Quale futuro attende il nostro Made in Italy?

Un liceo dedicato, una certificazione distintiva, contributi economici e persino una giornata nazionale già fissata per il 15 aprile: sono solo alcune delle misure contenute nel testo, promosso dal ministro Adolfo Urso, con il quale il governo Meloni intende sostenere il Made in Italy. Un nobile intento, per carità, che però non deve distogliere l’attenzione dalle reali esigenze delle imprese italiane, a cominciare da quelle attive al Sud e nel settore manifatturiero: meno burocrazia, servizi di qualità e una tassazione ragionevole.
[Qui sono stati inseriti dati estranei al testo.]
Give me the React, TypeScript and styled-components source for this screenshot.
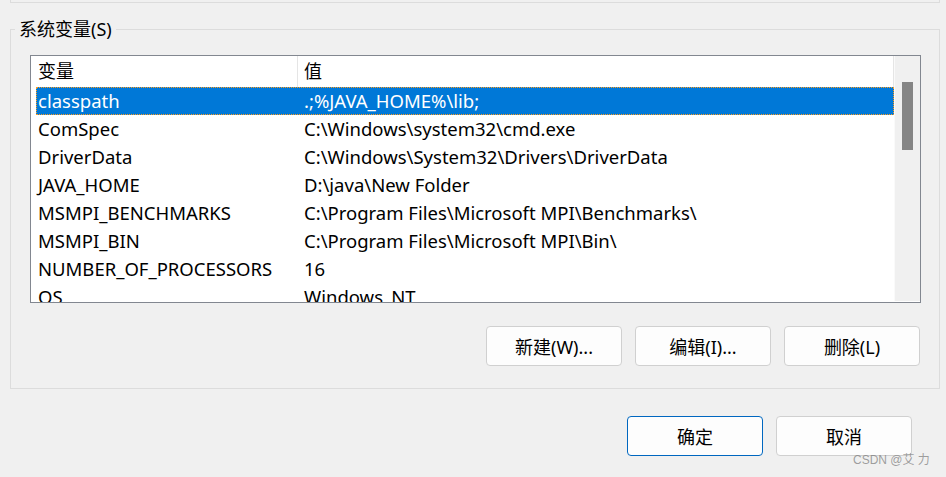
import React from "react";
import styled, { createGlobalStyle } from "styled-components";

const Global = createGlobalStyle`
  html, body { margin: 0; padding: 0; background: #f0f0f0; }
  body { font-family: "Noto Sans", "Noto Sans CJK SC", sans-serif; }
`;

const UI = `"Noto Sans", "Noto Sans CJK SC", sans-serif`;

const Window = styled.div`
  position: relative;
  width: 946px;
  height: 477px;
  background: #f0f0f0;
  display: flex;
  flex-direction: column;
  overflow: hidden;
  font-family: ${UI};
  color: #000;
`;

const PrevGroup = styled.div`
  margin-left: 10px;
  width: 930px;
  height: 3px;
  box-sizing: border-box;
  border: 1px solid #dcdcdc;
  border-top: none;
`;

const Group = styled.div`
  position: relative;
  margin: 26px 0 0 10px;
  width: 930px;
  height: 360px;
  box-sizing: border-box;
  border: 1px solid #dcdcdc;
  padding: 25px 18px 22px 19px;
  display: flex;
  flex-direction: column;
`;

const Legend = styled.div`
  position: absolute;
  left: 4px;
  top: -13px;
  padding: 0 4px;
  background: #f0f0f0;
  font-size: 18px;
  line-height: 24px;
  font-family: ${UI};
`;

const ListBox = styled.div`
  width: 891px;
  height: 248px;
  box-sizing: border-box;
  border: 1px solid #828790;
  background: #fff;
  display: flex;
  overflow: hidden;
`;

const ListBody = styled.div`
  flex: 1;
  display: flex;
  flex-direction: column;
  overflow: hidden;
`;

const HeaderRow = styled.div`
  display: grid;
  grid-template-columns: 262px 1fr;
  height: 31px;
  padding-left: 5px;
  border-right: 1px solid #e5e5e5;
  flex-shrink: 0;
`;

const HeaderCell = styled.div<{ $divider?: boolean }>`
  padding-left: ${(p) => (p.$divider ? "2px" : "6px")};
  font-size: 18px;
  line-height: 31px;
  border-right: ${(p) => (p.$divider ? "1px solid #e5e5e5" : "none")};
  white-space: nowrap;
`;

const Row = styled.div<{ $selected?: boolean }>`
  display: grid;
  grid-template-columns: 262px 1fr;
  height: 28px;
  margin-left: 5px;
  flex-shrink: 0;
  box-sizing: border-box;
  background: ${(p) => (p.$selected ? "#0078d7" : "transparent")};
  color: ${(p) => (p.$selected ? "#fff" : "#000")};
  outline: ${(p) => (p.$selected ? "1px dotted #ff9d1c" : "none")};
  outline-offset: -1px;
`;

const Cell = styled.div<{ $first?: boolean }>`
  padding-left: ${(p) => (p.$first ? "2px" : "6px")};
  font-size: 18.5px;
  line-height: 28px;
  white-space: nowrap;
  overflow: hidden;
`;

const ScrollTrack = styled.div`
  width: 26px;
  margin: 0 0 1px 0;
  background: #f0f0f0;
  border-left: 1px solid #fafafa;
  display: flex;
  justify-content: center;
  padding-top: 26px;
  box-sizing: border-box;
`;

const Thumb = styled.div`
  width: 11px;
  height: 68px;
  background: #858585;
`;

const ButtonRow = styled.div`
  display: flex;
  justify-content: flex-end;
  gap: 13px;
  margin-top: 23px;
  padding-right: 1px;
`;

const Button = styled.button<{ $primary?: boolean }>`
  width: 136px;
  height: 40px;
  box-sizing: border-box;
  border: 1px solid ${(p) => (p.$primary ? "#0067c0" : "#d0d0d0")};
  border-radius: 4px;
  background: #fdfdfd;
  font-family: ${UI};
  font-size: 18px;
  color: #000;
  padding: 0;
`;

const Footer = styled.div`
  display: flex;
  justify-content: flex-end;
  gap: 13px;
  margin-top: 27px;
  padding-right: 34px;
`;

const Watermark = styled.div`
  position: absolute;
  left: 853px;
  top: 451px;
  font-family: "Liberation Sans", "Noto Sans CJK SC", sans-serif;
  font-size: 12px;
  line-height: 18px;
  color: rgba(120, 120, 120, 0.7);
  white-space: nowrap;
`;

const vars: [string, string][] = [
  ["classpath", ".;%JAVA_HOME%\\lib;"],
  ["ComSpec", "C:\\Windows\\system32\\cmd.exe"],
  ["DriverData", "C:\\Windows\\System32\\Drivers\\DriverData"],
  ["JAVA_HOME", "D:\\java\\New Folder"],
  ["MSMPI_BENCHMARKS", "C:\\Program Files\\Microsoft MPI\\Benchmarks\\"],
  ["MSMPI_BIN", "C:\\Program Files\\Microsoft MPI\\Bin\\"],
  ["NUMBER_OF_PROCESSORS", "16"],
  ["OS", "Windows_NT"],
];

export default function App() {
  return (
    <Window>
      <Global />
      <PrevGroup />
      <Group>
        <Legend>系统变量(S)</Legend>
        <ListBox>
          <ListBody>
            <HeaderRow>
              <HeaderCell $divider>变量</HeaderCell>
              <HeaderCell>值</HeaderCell>
            </HeaderRow>
            {vars.map(([k, v], i) => (
              <Row key={k} $selected={i === 0}>
                <Cell $first>{k}</Cell>
                <Cell>{v}</Cell>
              </Row>
            ))}
          </ListBody>
          <ScrollTrack>
            <Thumb />
          </ScrollTrack>
        </ListBox>
        <ButtonRow>
          <Button>新建(W)...</Button>
          <Button>编辑(I)...</Button>
          <Button>删除(L)</Button>
        </ButtonRow>
      </Group>
      <Footer>
        <Button $primary>确定</Button>
        <Button>取消</Button>
      </Footer>
      <Watermark>CSDN @艾 力</Watermark>
    </Window>
  );
}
Il testo al vaglio di Palazzo Chigi prevede innanzitutto l’istituzione del liceo del Made in Italy. L’obiettivo? Consentire ai giovani di “acquisire conoscenze, abilità e competenze approfondite nelle scienze economiche e giuridiche, all’interno di un quadro culturale che, riservando attenzione anche alle scienze matematiche, fisiche e naturali, consenta di cogliere le intersezioni tra saperi”. La descrizione è un po’ vaga e appare difficile comprendere che cosa gli studenti possano apprendere tra i banchi del nuovo liceo.

Non mancano, ovviamente, contributi e agevolazioni di carattere economico: 202 milioni per l’incentivazione del design e dell’ideazione estetica, 15 per l’imprenditorialità femminile, altri 15 per la consulenza alla brevettazione; poi ancora misure settoriali come i 60 milioni al settore vivaistico forestale, alle imprese boschive e alla filiera delle fibre tessili naturali. A ciò si aggiungono una fondazione, con una dotazione di 20 milioni, che dovrà occuparsi dell’Esposizione nazionale permanente del Made in Italy, e poi un fondo per l’informazione e sensibilizzazione. È evidente il rischio che le misure di sostegno si traducano nella solita distribuzione di mancette a questa o a quella categoria, sottraendo così risorse a interventi strutturali.

Ma il pericolo principale resta quello che Serena Sileoni e Carlo Stagnaro hanno opportunamente segnalato dalle colonne del “Foglio”: il testo utilizza il mito della tradizione per difendere interessi di bottega, non solo economici ma anche politici, dimenticando che il Made in Italy non è fatto solo di laboratori, ma anche e soprattutto di imprese manifatturiere che investono, producono, innovano, esportano e che, di conseguenza, hanno bisogno di altro. Di cosa? Meno burocrazia, innanzitutto: è inconcepibile che, per aprire e mantenere in vita un’attività, si debbano affrontare decine di adempimenti che non fanno altro che sottrarre tempo e risorse all’impresa?

Poi servizi di qualità: è concepibile che, nel 2023, due capitali del Sud come Napoli e Bari attendano ancora l’attivazione di alta velocità e alta capacità, con i sindaci costretti a “implorare” il Governo affinché istituisca, nel frattempo, un collegamento diretto? Infine meno tasse, perché è intollerabile che il 59% dei profitti delle imprese serva a saziare i robusti appetiti di uno Stato sempre più vorace. A tutto ciò si aggiunge un interrogativo: che cosa sta facendo il Governo per debellare la contraffazione dei prodotti italiani visto che questa piaga incide per quasi 7 miliardi, sottraendo profitti alle imprese e tasse allo Stato? Qualcuno chiederà: il testo del ministro Urso va accantonato, dunque? No, a patto di considerare certe misure come “ciliegina sulla torta”. Torta che, al momento, ancora non c’è.